I was wondering if I could get any recommendations on how to improve the performance of the code either on the proper JuMP function and on how to handle such a large problem.

Find a MWE below:

using JuMP, Combinatorics, BitOperations, BenchmarkTools
import PATHSolver

const J = 10
const param1 = 0.5
const param2 = 0.1
const prob = 0.5.*ones(J)

function possible_shock_combinations(J)
    ShockSet = Array{Union{Nothing,Int}}(nothing, 2^J, J)
    let int_s = fill(false, J) #pre-allocate output
        for j = 0:2^J-1
            @. int_s = bget(j, 0:J-1)
            ShockSet[j+1, :] = int_s
        end
    end
    return convert(Matrix{Int},ShockSet)
end

function joint_probability(p::Vector{Float64}, outcomes::Vector{Int})
    # Check if the lengths of p and outcomes are the same
    if length(p) != length(outcomes)
        println("The lengths of probabilities and outcomes must be the same.")
    end
    
    prob = 1.0
    for i in 1:length(outcomes)
        if outcomes[i] == 1
            prob *= p[i]
        else
            prob *= (1 - p[i])
        end
    end
    return prob
end

function shockprobs(sequences,probs)
    (KK, K) = size(sequences)
    proba = zeros(Float64, KK)
    for i = 1:KK
        proba[i] = joint_probability(probs, sequences[i, :])
    end
    return proba
end

const shocks = possible_shock_combinations(J)
probs = shockprobs(shocks,prob) #probability of each event#


function Comp(param1, param2, shock, probs, w, i)

    model = Model(PATHSolver.Optimizer)
    set_silent(model)
    @variable(model, x[1:J] >= 0, start = 0.5)
    @constraints(
        model,
        begin          
            c[j in 1:J], (-(1-param1)*w[i]*sum(probs[s]*(1-shock[s,j]*(1-param2))*sum(x[l]*(1 -shock[s,l]*(1-param2)) for l in 1: J)^(-1) for s in 1:2^J) + w[j])⟂ x[j] 
        end)
    JuMP.optimize!(model)
    return value.(x)
end

W = ones(J)

test = @btime Comp(param1, param2, shocks, probs, W, 1)
1 Like

Hi @jmc, welcome to the forum.

I’ll take a look at your model, but as an initial comment: 2^30 is ~1 billion.

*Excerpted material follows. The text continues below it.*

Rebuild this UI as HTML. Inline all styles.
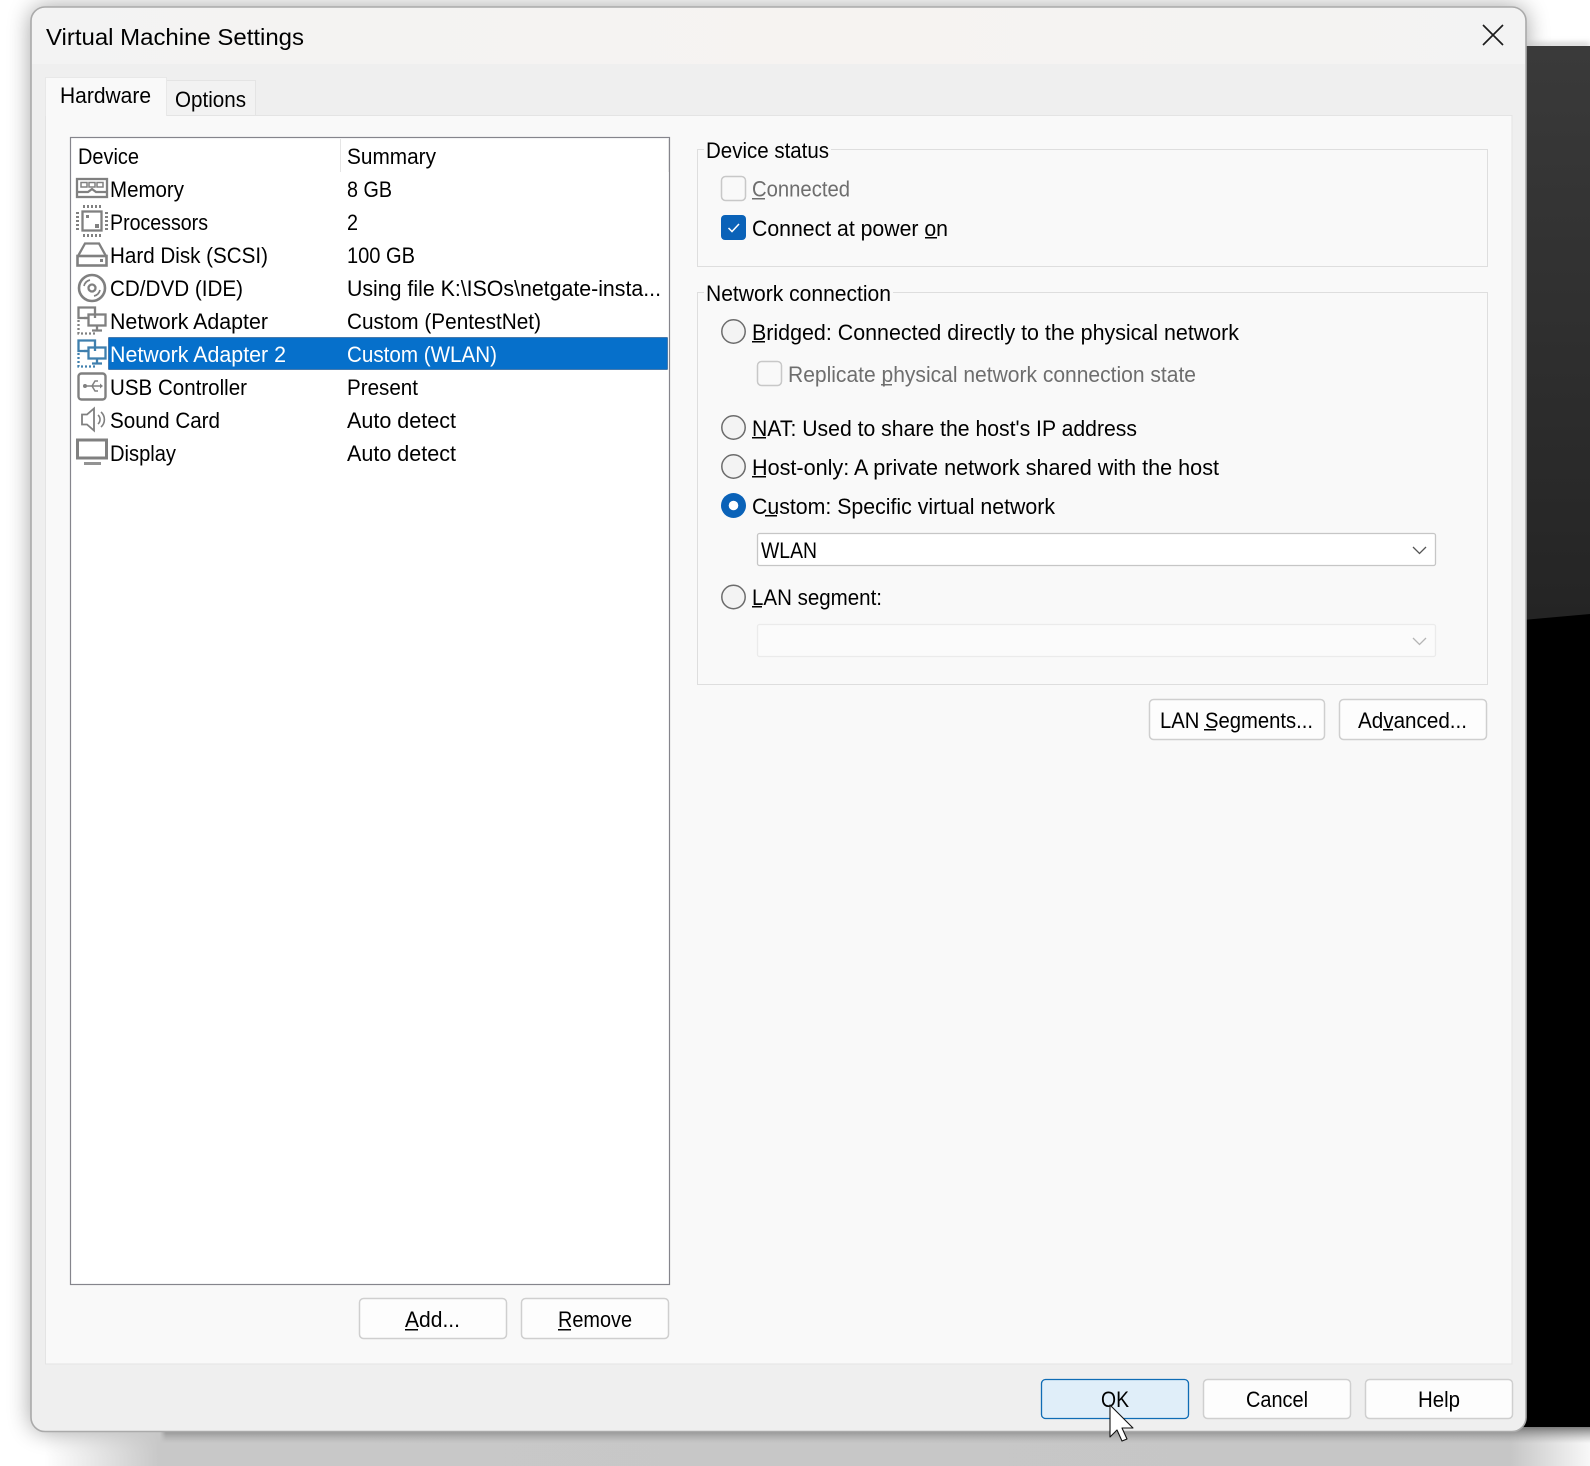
<!DOCTYPE html>
<html><head><meta charset="utf-8"><title>Virtual Machine Settings</title>
<style>
html,body{margin:0;padding:0;background:#fff;width:1590px;height:1466px;overflow:hidden}
svg{display:block}
text{font-family:"Liberation Sans",sans-serif;font-size:22px;fill:#000}
.d{fill:#6e6e6e}
.w{fill:#fff}
.btn{fill:#fdfdfd;stroke:#cfcfcf;stroke-width:1.5}
.ic{fill:none;stroke:#808080;stroke-width:2.3}
.icb{fill:none;stroke:#3f7fae;stroke-width:2.3}
.f{fill:#808080}
</style></head><body>
<svg width="1590" height="1466" viewBox="0 0 1590 1466" xmlns="http://www.w3.org/2000/svg">
<defs>
<filter id="b1" filterUnits="userSpaceOnUse" x="0" y="0" width="1590" height="1466"><feGaussianBlur stdDeviation="12"/></filter>
<filter id="b2" filterUnits="userSpaceOnUse" x="0" y="0" width="1590" height="1466"><feGaussianBlur stdDeviation="3"/></filter>
<linearGradient id="dk" x1="0" y1="0" x2="0" y2="1"><stop offset="0" stop-color="#3a3a3a"/><stop offset="1" stop-color="#242424"/></linearGradient>
<linearGradient id="band" x1="0" y1="0" x2="0" y2="1"><stop offset="0" stop-color="#6e6e6e" stop-opacity=".9"/><stop offset="1" stop-color="#999" stop-opacity="0"/></linearGradient>
<linearGradient id="under" gradientUnits="userSpaceOnUse" x1="0" y1="0" x2="1590" y2="0"><stop offset=".028" stop-color="#c8c8c8" stop-opacity="0"/><stop offset=".1" stop-color="#c8c8c8"/><stop offset=".95" stop-color="#c6c6c6"/><stop offset="1" stop-color="#f8f8f8"/></linearGradient>
<mask id="bm" maskUnits="userSpaceOnUse" x="100" y="1420" width="1490" height="40"><rect x="100" y="1420" width="120" height="40" fill="url(#mk)"/><rect x="220" y="1420" width="1370" height="40" fill="#fff"/></mask>
<linearGradient id="mk" x1="0" y1="0" x2="1" y2="0"><stop offset="0" stop-color="#000"/><stop offset=".5" stop-color="#000"/><stop offset=".55" stop-color="#fff"/></linearGradient>
<linearGradient id="tb" x1="0" y1="0" x2="1" y2="0"><stop offset="0" stop-color="#f3f3f3"/><stop offset=".55" stop-color="#f6f3f1"/><stop offset="1" stop-color="#f3f3f3"/></linearGradient>
<clipPath id="win"><rect x="31" y="7" width="1495" height="1424.500" rx="14"/></clipPath>
</defs>

<!-- backdrop -->
<rect width="1590" height="1466" fill="#fff"/>
<rect x="31" y="7" width="1495" height="1424" rx="14" fill="#000" opacity=".38" filter="url(#b1)"/>
<rect x="0" y="1420" width="1590" height="46" fill="url(#under)"/>
<rect x="100" y="1427" width="1490" height="16" fill="url(#band)" mask="url(#bm)"/>
<!-- dark window behind -->
<rect x="1500" y="43" width="90" height="4" fill="#c4c4c4" filter="url(#b2)"/>
<rect x="1500" y="46" width="90" height="1381" fill="#000"/>
<path d="M1500 46H1590V614L1500 622Z" fill="url(#dk)"/>

<!-- window -->
<rect x="31" y="7" width="1495" height="1424.500" rx="14" fill="#efefef"/>
<g clip-path="url(#win)"><rect x="31" y="7" width="1495" height="57" fill="url(#tb)"/></g>
<rect x="31" y="7" width="1495" height="1424.500" rx="14" fill="none" stroke="#aaaaaa" stroke-width="1.600"/>

<text x="46" y="45" style="font-size:23px" textLength="258" lengthAdjust="spacingAndGlyphs">Virtual Machine Settings</text>
<path d="M1483 25L1503 45M1503 25L1483 45" stroke="#1c1c1c" stroke-width="1.700" fill="none"/>

<!-- tabs & panel -->
<rect x="166.500" y="80.500" width="89" height="40" fill="#f2f2f2" stroke="#e4e4e4"/>
<rect x="45.500" y="115.500" width="1466.500" height="1248.500" fill="#f9f9f9" stroke="#e4e4e4"/>
<path d="M45.500 116V77.500H166.500V116" fill="#f9f9f9" stroke="#e8e8e8"/>
<rect x="46" y="112" width="120" height="6" fill="#f9f9f9"/>
<text x="60" y="103" textLength="91" lengthAdjust="spacingAndGlyphs">Hardware</text>
<text x="175" y="107" textLength="71" lengthAdjust="spacingAndGlyphs">Options</text>

<!-- list -->
<rect x="70.500" y="137.500" width="599" height="1147" fill="#fff" stroke="#85858c" stroke-width="1.200"/>
<rect x="340" y="139" width="1" height="33" fill="#e5e5e5"/>
<rect x="668" y="139" width="1" height="33" fill="#e5e5e5"/>
<text x="78" y="164" textLength="61" lengthAdjust="spacingAndGlyphs">Device</text>
<text x="347" y="164" textLength="89" lengthAdjust="spacingAndGlyphs">Summary</text>

<rect x="108.500" y="337.500" width="559" height="32" fill="#0670cb" stroke="#0b3f78" stroke-dasharray="1 1"/>

<text x="110" y="197" textLength="74" lengthAdjust="spacingAndGlyphs">Memory</text>
<text x="347" y="197" textLength="45" lengthAdjust="spacingAndGlyphs">8 GB</text>
<text x="110" y="230" textLength="98" lengthAdjust="spacingAndGlyphs">Processors</text>
<text x="347" y="230" textLength="11" lengthAdjust="spacingAndGlyphs">2</text>
<text x="110" y="263" textLength="158" lengthAdjust="spacingAndGlyphs">Hard Disk (SCSI)</text>
<text x="347" y="263" textLength="68" lengthAdjust="spacingAndGlyphs">100 GB</text>
<text x="110" y="296" textLength="133" lengthAdjust="spacingAndGlyphs">CD/DVD (IDE)</text>
<text x="347" y="296" textLength="314" lengthAdjust="spacingAndGlyphs">Using file K:\ISOs\netgate-insta...</text>
<text x="110" y="329" textLength="158" lengthAdjust="spacingAndGlyphs">Network Adapter</text>
<text x="347" y="329" textLength="194" lengthAdjust="spacingAndGlyphs">Custom (PentestNet)</text>
<text x="110" y="362" class="w" textLength="176" lengthAdjust="spacingAndGlyphs">Network Adapter 2</text>
<text x="347" y="362" class="w" textLength="150" lengthAdjust="spacingAndGlyphs">Custom (WLAN)</text>
<text x="110" y="395" textLength="137" lengthAdjust="spacingAndGlyphs">USB Controller</text>
<text x="347" y="395" textLength="71" lengthAdjust="spacingAndGlyphs">Present</text>
<text x="110" y="428" textLength="110" lengthAdjust="spacingAndGlyphs">Sound Card</text>
<text x="347" y="428" textLength="109" lengthAdjust="spacingAndGlyphs">Auto detect</text>
<text x="110" y="461" textLength="66" lengthAdjust="spacingAndGlyphs">Display</text>
<text x="347" y="461" textLength="109" lengthAdjust="spacingAndGlyphs">Auto detect</text>

<!-- icons -->
<!-- memory -->
<rect x="77" y="179" width="30" height="18" class="ic"/>
<path d="M77 192H88L92 189L96 192H107" class="ic"/>
<rect x="81" y="182.500" width="6" height="4.500" class="ic" style="stroke-width:1.500"/><rect x="89" y="182.500" width="6" height="4.500" class="ic" style="stroke-width:1.500"/><rect x="97" y="182.500" width="6" height="4.500" class="ic" style="stroke-width:1.500"/>
<!-- cpu -->
<rect x="82.500" y="211.500" width="19" height="19" class="ic"/>
<path d="M83 206.500H101M83 235.500H101M77.500 212V230M106.500 212V230" fill="none" stroke="#808080" stroke-width="3" stroke-dasharray="2 2"/>
<rect x="86" y="215" width="3" height="3" class="f"/><rect x="95" y="224" width="4" height="4" class="f"/>
<!-- hdd -->
<path d="M77.500 257L85 243.500H99L106.500 257" class="ic"/>
<rect x="77.500" y="256" width="29" height="9.500" class="ic" style="stroke-width:2.600"/>
<rect x="100" y="259" width="3" height="3" class="f"/>
<!-- cd -->
<circle cx="92" cy="288" r="13" class="ic" style="stroke-width:2.600"/>
<circle cx="92" cy="288" r="3.500" class="ic"/>
<path d="M84 286A8 8 0 0 1 90 280M100 290A8 8 0 0 1 94 296" class="ic" style="stroke-width:1.700"/>
<!-- net -->
<g class="ic">
<path d="M95 318V307.500H78.500V318H88"/>
<rect x="88.500" y="314.500" width="17" height="11"/>
<path d="M97 326V330M92 330.500H102M87 318H84"/>
<path d="M78.500 320V333.500H96" stroke-dasharray="2 2"/>
</g>
<g class="icb">
<path d="M95 351V340.500H78.500V351H88"/>
<rect x="88.500" y="347.500" width="17" height="11"/>
<path d="M97 359V363M92 363.500H102M87 351H84"/>
<path d="M78.500 353V366.500H96" stroke-dasharray="2 2"/>
</g>
<!-- usb -->
<rect x="78.500" y="373.500" width="27" height="26" rx="3" class="ic" style="stroke-width:2.400"/>
<path d="M85 386H101M92 386L95 381H98M92 386L95 391H98" class="ic" style="stroke-width:1.500"/>
<circle cx="85" cy="386" r="2" class="f"/><path d="M100 383.500L103 386L100 388.500Z" class="f"/>
<!-- sound -->
<path d="M82 414.500H87L94 408.500V430.500L87 424.500H82Z" class="ic" style="stroke-width:1.800"/>
<path d="M98 415A6 6 0 0 1 98 424M101 412A10 10 0 0 1 101 427" class="ic" style="stroke-width:1.600"/>
<!-- display -->
<rect x="77.500" y="440" width="29" height="18" class="ic" style="stroke-width:3"/>
<rect x="84" y="462" width="17" height="3" class="f" opacity=".85"/>

<!-- Add / Remove -->
<rect x="359.500" y="1298.500" width="147" height="40" rx="4" class="btn"/>
<rect x="521.500" y="1298.500" width="147" height="40" rx="4" class="btn"/>
<text x="405" y="1327" textLength="55" lengthAdjust="spacingAndGlyphs">Add...</text>
<rect x="405" y="1329" width="13" height="1.500"/>
<text x="558" y="1327" textLength="74" lengthAdjust="spacingAndGlyphs">Remove</text>
<rect x="558" y="1329" width="13" height="1.500"/>

<!-- Device status -->
<rect x="697.500" y="149.500" width="790" height="117" fill="none" stroke="#dedede"/>
<rect x="704" y="145" width="127" height="10" fill="#f9f9f9"/>
<text x="706" y="158" textLength="123" lengthAdjust="spacingAndGlyphs">Device status</text>

<rect x="721.500" y="176.500" width="24" height="24" rx="4" fill="#f9f9f9" stroke="#c8c8c8" stroke-width="1.500"/>
<text x="752" y="196.500" class="d" textLength="98" lengthAdjust="spacingAndGlyphs">Connected</text>
<rect x="752" y="198" width="13" height="1.500" fill="#6e6e6e"/>

<rect x="721" y="215" width="25" height="25" rx="4" fill="#0a62b8"/>
<path d="M728.500 228L732 231.500L739 224" fill="none" stroke="#fff" stroke-width="1.500"/>
<text x="752" y="236" textLength="196" lengthAdjust="spacingAndGlyphs">Connect at power on</text>
<rect x="925" y="237" width="12" height="1.500"/>

<!-- Network connection -->
<rect x="697.500" y="292.500" width="790" height="392" fill="none" stroke="#dedede"/>
<rect x="704" y="288" width="189" height="10" fill="#f9f9f9"/>
<text x="706" y="301" textLength="185" lengthAdjust="spacingAndGlyphs">Network connection</text>

<circle cx="733.500" cy="331.500" r="11.700" fill="#f3f3f3" stroke="#6c6c6c" stroke-width="1.500"/>
<text x="752" y="340" textLength="487" lengthAdjust="spacingAndGlyphs">Bridged: Connected directly to the physical network</text>
<rect x="752" y="341" width="13" height="1.500"/>

<rect x="757.500" y="361.500" width="24" height="24" rx="4" fill="#f9f9f9" stroke="#c8c8c8" stroke-width="1.500"/>
<text x="788" y="382" class="d" textLength="408" lengthAdjust="spacingAndGlyphs">Replicate physical network connection state</text>
<rect x="881" y="384" width="11" height="1.500" fill="#6e6e6e"/>

<circle cx="733.500" cy="427.500" r="11.700" fill="#f3f3f3" stroke="#6c6c6c" stroke-width="1.500"/>
<text x="752" y="436" textLength="385" lengthAdjust="spacingAndGlyphs">NAT: Used to share the host's IP address</text>
<rect x="752" y="437" width="14" height="1.500"/>

<circle cx="733.500" cy="466.500" r="11.700" fill="#f3f3f3" stroke="#6c6c6c" stroke-width="1.500"/>
<text x="752" y="475" textLength="467" lengthAdjust="spacingAndGlyphs">Host-only: A private network shared with the host</text>
<rect x="752" y="476" width="14" height="1.500"/>

<circle cx="733.500" cy="505.500" r="12.500" fill="#0a62b8"/>
<circle cx="733.500" cy="505.500" r="4.800" fill="#fff"/>
<text x="752" y="514" textLength="303" lengthAdjust="spacingAndGlyphs">Custom: Specific virtual network</text>
<rect x="765" y="515" width="12" height="1.500"/>

<rect x="757.500" y="533.500" width="678" height="32" rx="2" fill="#fff" stroke="#c6c6c6" stroke-width="1.300"/>
<text x="761" y="558" textLength="56" lengthAdjust="spacingAndGlyphs">WLAN</text>
<path d="M1413 547L1419.500 553.500L1426 547" fill="none" stroke="#555" stroke-width="1.300"/>

<circle cx="733.500" cy="597" r="11.700" fill="#f3f3f3" stroke="#6c6c6c" stroke-width="1.500"/>
<text x="752" y="605" textLength="130" lengthAdjust="spacingAndGlyphs">LAN segment:</text>
<rect x="752" y="606" width="10" height="1.500"/>

<rect x="757.500" y="624.500" width="678" height="32" rx="2" fill="#fbfbfb" stroke="#ebebeb" stroke-width="1.300"/>
<path d="M1413 638L1419.500 644.500L1426 638" fill="none" stroke="#b5b5b5" stroke-width="1.300"/>

<!-- LAN Segments / Advanced -->
<rect x="1149.500" y="699.500" width="175" height="40" rx="4" class="btn"/>
<rect x="1339.500" y="699.500" width="147" height="40" rx="4" class="btn"/>
<text x="1160" y="728" textLength="153" lengthAdjust="spacingAndGlyphs">LAN Segments...</text>
<rect x="1204" y="729" width="12" height="1.500"/>
<text x="1358" y="728" textLength="109" lengthAdjust="spacingAndGlyphs">Advanced...</text>
<rect x="1383" y="729" width="10" height="1.500"/>

<!-- OK / Cancel / Help -->
<rect x="1041.500" y="1379.500" width="147" height="39" rx="4" fill="#e0eef9" stroke="#0f6cb5" stroke-width="1.300"/>
<rect x="1203.500" y="1379.500" width="147" height="39" rx="4" class="btn"/>
<rect x="1365.500" y="1379.500" width="147" height="39" rx="4" class="btn"/>
<text x="1101" y="1407" textLength="28" lengthAdjust="spacingAndGlyphs">OK</text>
<text x="1246" y="1407" textLength="62" lengthAdjust="spacingAndGlyphs">Cancel</text>
<text x="1418" y="1407" textLength="42" lengthAdjust="spacingAndGlyphs">Help</text>

<!-- cursor -->
<path d="M1110 1405V1437L1117 1430L1122 1441L1127 1439L1122 1428H1133Z" fill="#fff" stroke="#111" stroke-width="1.100" stroke-linejoin="round"/>
</svg>
</body></html>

Does it make sense to model all of those possible shocks? The problem is slow to build because there will be a lot of terms in your expressions.

Hi @odow, thanks for the welcoming and for all your great work!

Yes, sorry J=30 might be a stretch. Let’s say J = 25 or J = 20. Regardless of the value of J, any potential way to improve the performance is very welcomed!!

1 Like

With a bit of re-arranging, I’ve simplified your problem down to:

using JuMP
import BitOperations
import PATHSolver

function possible_shock_combinations(J)
    return [BitOperations.bget(j, i) for j in 0:(2^J-1), i in 0:(J-1)]
end

function shock_probabilities(sequences, probs)
    @assert size(sequences, 2) == length(probs)
    return map(1:size(sequences, 1)) do i
        return prod(
            s_i ? p_i : (1 - p_i) for (s_i, p_i) in zip(sequences[i, :], probs)
        )
    end
end

function solve_complementarity(param1, param2, shock, probs, w, i)
    model = Model(PATHSolver.Optimizer)
    set_silent(model)
    @variable(model, x[1:J] >= 0, start = 0.5)
    A = 1 .- shock .* (1 - param2)
    b = -(1 - param1) * w[i]
    @constraint(model, c[j in 1:J],
        b * sum(probs[s] * A[s, j] / (A[s, :]' * x) for s in 1:2^J) + w[j] ⟂ x[j]
    )
    optimize!(model)
    return value.(x)
end

J = 10
param1 = 0.5
param2 = 0.1
prob = fill(0.5, J)
shock = possible_shock_combinations(J)
probs = shock_probabilities(shock, prob)
w = ones(J)
i = 1
x = solve_complementarity(param1, param2, shock, probs, w, i)

The problematic bit is

sum(probs[s] * A[s, j] / (A[s, :]' * x) for s in 1:2^J)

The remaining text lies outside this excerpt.